Podemos analisar especificamente o Brasil fazendo um Gráfico da diferença entre o Gini da Renda de Mercado e o da Renda Disponível, para a avaliar a evolução do grau de redistribuição do Estado Brasileiro ao londo dos anos. Felizmente, nessa base há dados disponíveis para o país desde a década de 60, de modo que é possível visualizar essa relação por um longo horizonte de tempo, evidenciado no Gráfico 4.

Gráfico 4: Diferença da desigualdade de Renda de Mercado e Disponível no Brasil

Brazil ao Longo do Tempo

Fonte: Standardized World Income Inequality Database (SWIID); Elaboração própria

O Gráfico mostra a impressionante estabilidade da redistribuição do Estado ao longo do tempo. Uma única mudança de patamar ocorreu nos anos 60, passando de 8 para 9 pontos de Gini de diferença, e assim se mantendo até os anos 2000, a partir de quando há menor estabilidade e se aparenta haver uma tendência de alta, mas que é fortemente revertida nos anos finais.

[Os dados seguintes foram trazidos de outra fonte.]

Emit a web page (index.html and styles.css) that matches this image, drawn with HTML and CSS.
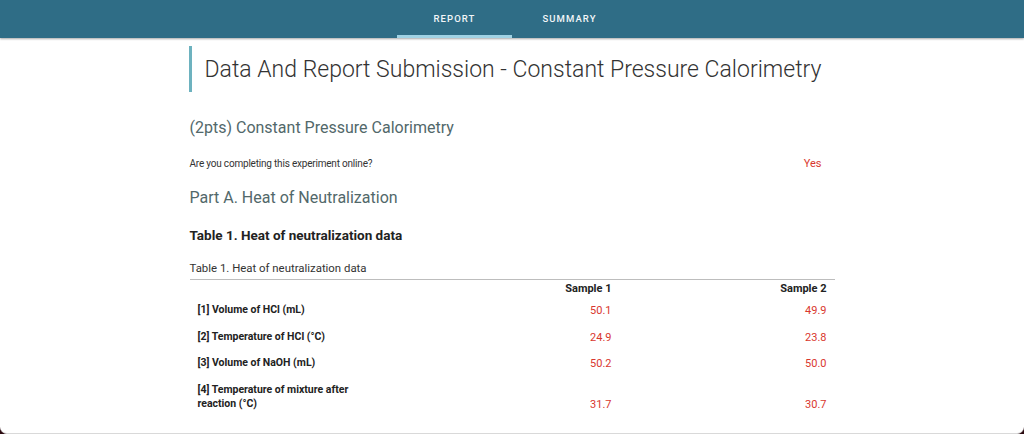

Os Gráficos acima puderam fornecer diversas informações. Em primeiro lugar, mostra-se que, com exceção da Europa e alguns outros poucos países desenvolvidos, os Estados no mundo redistribuem muito pouco a renda, com uma diferença entre o Gini da Renda de Mercado e a Disponível geralmente entre 5 e 10 pontos de 100. O Brasil não escapa deste último grupo, mas está até um pouco melhor com relação à média mundial e aos seus vizinhos. Para um país ainda em desenvolvimento, portanto, nosso grau de redistribuição é até um pouco melhor do que o que se vê no resto do mundo.

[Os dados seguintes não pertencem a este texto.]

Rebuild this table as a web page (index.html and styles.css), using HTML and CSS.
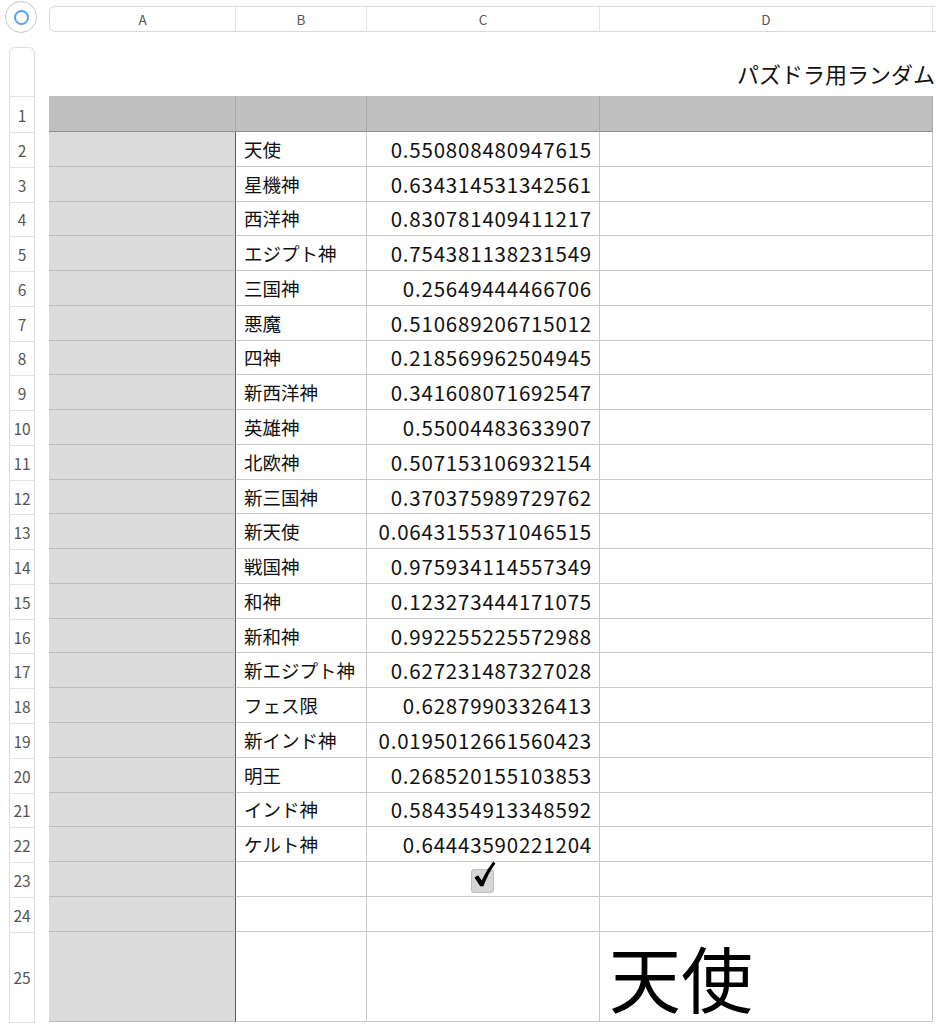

Além disso, há pouca evidência de uma grande mudança recente no papel dos Estados – incluindo o Brasil – na redistribuição de rendimentos, com uma grande estabilidade da relação da desigualdade entre as duas rendas ao longo dos últimos 20 anos. Dessa forma, nem parece que estamos em uma tendência de redução do Estado de Bem Estar Social, como também não há evidência de que estamos aumentando a progressividade dos impostos e redistribuições no mundo.